_Objective_
Using the records that appear below, write out exactly the lines from the one with "Give me the" through the one with "type Pt = [number, number];", keeping both end lines.

_Record excerpts_
◇ ◇ ◇
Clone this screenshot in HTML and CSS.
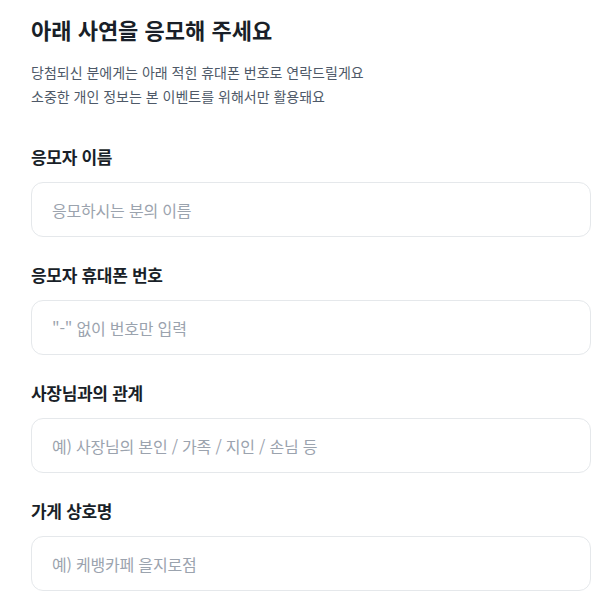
◇ ◇ ◇
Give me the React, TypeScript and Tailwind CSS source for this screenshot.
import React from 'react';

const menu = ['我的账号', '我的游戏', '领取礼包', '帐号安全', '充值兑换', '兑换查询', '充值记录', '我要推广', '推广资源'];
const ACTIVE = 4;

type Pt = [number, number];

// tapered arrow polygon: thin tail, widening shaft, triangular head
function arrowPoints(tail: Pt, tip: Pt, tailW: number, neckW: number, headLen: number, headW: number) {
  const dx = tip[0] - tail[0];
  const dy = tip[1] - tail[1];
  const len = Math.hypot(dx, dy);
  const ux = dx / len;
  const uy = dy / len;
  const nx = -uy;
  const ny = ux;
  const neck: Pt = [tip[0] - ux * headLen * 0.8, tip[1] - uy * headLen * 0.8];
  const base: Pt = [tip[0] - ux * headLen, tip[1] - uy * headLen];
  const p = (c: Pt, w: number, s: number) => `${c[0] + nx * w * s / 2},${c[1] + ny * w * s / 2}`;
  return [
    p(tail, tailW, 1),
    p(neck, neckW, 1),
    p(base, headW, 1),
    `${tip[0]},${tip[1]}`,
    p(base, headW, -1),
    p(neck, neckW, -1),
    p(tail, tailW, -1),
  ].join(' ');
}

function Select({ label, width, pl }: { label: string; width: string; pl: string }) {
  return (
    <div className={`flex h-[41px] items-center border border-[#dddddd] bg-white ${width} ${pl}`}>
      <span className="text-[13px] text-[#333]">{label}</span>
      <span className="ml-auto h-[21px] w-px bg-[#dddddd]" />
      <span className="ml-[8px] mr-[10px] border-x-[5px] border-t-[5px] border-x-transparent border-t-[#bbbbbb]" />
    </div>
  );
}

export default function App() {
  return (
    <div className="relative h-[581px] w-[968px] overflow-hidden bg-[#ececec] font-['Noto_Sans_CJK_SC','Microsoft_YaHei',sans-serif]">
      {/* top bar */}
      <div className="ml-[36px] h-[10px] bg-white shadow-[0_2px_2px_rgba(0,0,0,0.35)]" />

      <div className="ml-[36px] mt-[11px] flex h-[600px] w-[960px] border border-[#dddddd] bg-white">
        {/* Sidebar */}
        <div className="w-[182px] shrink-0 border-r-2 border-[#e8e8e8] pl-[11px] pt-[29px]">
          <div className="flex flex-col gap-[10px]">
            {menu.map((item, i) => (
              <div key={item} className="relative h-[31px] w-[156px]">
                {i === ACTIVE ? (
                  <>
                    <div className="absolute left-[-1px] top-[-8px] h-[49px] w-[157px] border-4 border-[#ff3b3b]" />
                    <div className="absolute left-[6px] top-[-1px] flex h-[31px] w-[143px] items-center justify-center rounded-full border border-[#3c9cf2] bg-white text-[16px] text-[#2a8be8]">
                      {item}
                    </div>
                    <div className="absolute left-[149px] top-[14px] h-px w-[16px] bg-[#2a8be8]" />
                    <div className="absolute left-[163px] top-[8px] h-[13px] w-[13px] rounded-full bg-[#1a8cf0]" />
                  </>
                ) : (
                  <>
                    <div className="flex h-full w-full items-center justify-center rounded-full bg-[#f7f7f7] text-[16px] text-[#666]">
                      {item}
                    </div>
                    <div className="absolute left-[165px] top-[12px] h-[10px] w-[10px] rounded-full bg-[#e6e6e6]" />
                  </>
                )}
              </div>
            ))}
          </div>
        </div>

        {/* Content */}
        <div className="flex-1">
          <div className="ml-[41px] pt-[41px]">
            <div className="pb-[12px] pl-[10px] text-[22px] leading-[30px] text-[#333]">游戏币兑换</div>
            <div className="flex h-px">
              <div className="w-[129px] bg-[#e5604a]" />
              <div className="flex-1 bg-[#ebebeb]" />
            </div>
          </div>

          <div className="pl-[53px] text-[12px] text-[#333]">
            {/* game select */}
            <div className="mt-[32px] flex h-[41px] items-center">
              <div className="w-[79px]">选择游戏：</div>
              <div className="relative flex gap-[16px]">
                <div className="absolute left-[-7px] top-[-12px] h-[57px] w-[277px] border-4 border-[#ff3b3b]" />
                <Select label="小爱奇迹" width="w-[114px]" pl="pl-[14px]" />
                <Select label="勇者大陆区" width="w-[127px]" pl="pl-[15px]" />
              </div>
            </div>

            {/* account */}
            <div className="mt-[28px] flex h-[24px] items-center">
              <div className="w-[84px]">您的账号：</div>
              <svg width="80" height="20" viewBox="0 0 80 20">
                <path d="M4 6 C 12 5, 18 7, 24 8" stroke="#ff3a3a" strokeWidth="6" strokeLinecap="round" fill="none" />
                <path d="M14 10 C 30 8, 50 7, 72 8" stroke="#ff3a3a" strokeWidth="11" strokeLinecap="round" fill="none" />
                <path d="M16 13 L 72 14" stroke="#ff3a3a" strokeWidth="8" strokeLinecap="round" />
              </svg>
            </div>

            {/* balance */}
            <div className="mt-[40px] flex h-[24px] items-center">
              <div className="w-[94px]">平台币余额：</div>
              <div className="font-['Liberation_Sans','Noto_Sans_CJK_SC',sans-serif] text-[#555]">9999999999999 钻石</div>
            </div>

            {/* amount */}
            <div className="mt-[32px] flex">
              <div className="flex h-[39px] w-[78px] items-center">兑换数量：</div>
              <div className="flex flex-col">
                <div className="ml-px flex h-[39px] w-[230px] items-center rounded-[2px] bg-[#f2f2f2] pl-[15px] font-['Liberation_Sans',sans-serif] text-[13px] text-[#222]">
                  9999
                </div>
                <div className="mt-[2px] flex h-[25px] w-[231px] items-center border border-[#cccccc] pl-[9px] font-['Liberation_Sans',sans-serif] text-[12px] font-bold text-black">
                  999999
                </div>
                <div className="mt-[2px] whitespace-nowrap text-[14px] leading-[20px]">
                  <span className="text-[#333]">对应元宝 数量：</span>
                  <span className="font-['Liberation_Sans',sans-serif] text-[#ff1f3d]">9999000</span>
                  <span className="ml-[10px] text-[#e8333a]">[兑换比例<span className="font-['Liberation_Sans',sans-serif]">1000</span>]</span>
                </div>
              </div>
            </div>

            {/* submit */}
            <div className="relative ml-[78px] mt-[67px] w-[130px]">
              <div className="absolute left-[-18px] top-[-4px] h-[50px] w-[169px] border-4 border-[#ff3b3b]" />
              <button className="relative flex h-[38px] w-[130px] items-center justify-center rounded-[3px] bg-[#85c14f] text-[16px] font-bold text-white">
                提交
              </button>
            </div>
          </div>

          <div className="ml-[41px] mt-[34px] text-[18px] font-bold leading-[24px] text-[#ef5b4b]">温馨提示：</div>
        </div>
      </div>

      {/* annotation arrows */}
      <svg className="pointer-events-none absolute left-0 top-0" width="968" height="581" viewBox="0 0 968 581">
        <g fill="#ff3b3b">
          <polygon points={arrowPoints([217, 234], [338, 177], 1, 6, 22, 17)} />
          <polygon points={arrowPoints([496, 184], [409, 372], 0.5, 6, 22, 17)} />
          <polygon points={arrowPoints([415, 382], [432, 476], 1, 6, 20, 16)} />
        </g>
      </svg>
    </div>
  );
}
◇ ◇ ◇
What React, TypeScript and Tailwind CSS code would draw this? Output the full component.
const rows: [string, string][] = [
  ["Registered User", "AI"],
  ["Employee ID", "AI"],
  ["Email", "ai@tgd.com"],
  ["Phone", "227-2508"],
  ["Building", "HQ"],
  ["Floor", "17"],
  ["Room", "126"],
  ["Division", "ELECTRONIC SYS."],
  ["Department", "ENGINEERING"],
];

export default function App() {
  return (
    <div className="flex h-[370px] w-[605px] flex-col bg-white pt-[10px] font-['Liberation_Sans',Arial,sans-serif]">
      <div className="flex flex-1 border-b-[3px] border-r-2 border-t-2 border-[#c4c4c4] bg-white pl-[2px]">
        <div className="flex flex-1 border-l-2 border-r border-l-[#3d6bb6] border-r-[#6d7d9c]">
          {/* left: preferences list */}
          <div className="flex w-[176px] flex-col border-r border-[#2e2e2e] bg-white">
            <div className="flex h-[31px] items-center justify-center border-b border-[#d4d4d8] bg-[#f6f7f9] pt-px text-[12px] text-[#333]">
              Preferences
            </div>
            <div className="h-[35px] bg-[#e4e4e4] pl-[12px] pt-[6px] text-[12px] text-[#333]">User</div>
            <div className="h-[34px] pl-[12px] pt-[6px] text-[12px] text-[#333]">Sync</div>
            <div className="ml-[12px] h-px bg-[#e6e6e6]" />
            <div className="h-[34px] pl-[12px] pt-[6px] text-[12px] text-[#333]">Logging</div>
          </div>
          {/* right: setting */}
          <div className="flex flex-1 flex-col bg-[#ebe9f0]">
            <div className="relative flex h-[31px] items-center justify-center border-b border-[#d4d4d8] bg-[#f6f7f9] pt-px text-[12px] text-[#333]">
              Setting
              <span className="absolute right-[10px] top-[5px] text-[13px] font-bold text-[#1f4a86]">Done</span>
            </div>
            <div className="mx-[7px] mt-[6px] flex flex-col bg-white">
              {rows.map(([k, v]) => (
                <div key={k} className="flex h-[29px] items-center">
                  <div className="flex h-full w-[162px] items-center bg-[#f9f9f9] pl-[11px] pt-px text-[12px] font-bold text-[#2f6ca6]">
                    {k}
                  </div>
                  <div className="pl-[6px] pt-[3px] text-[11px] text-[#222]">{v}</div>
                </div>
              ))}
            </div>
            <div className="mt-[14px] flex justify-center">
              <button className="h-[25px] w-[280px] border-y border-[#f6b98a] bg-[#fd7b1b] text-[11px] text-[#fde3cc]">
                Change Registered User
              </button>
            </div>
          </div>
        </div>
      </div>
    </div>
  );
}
◇ ◇ ◇
_Output for this exercise_
Give me the React, TypeScript and Tailwind CSS source for this screenshot.
import React from 'react';

const menu = ['我的账号', '我的游戏', '领取礼包', '帐号安全', '充值兑换', '兑换查询', '充值记录', '我要推广', '推广资源'];
const ACTIVE = 4;

type Pt = [number, number];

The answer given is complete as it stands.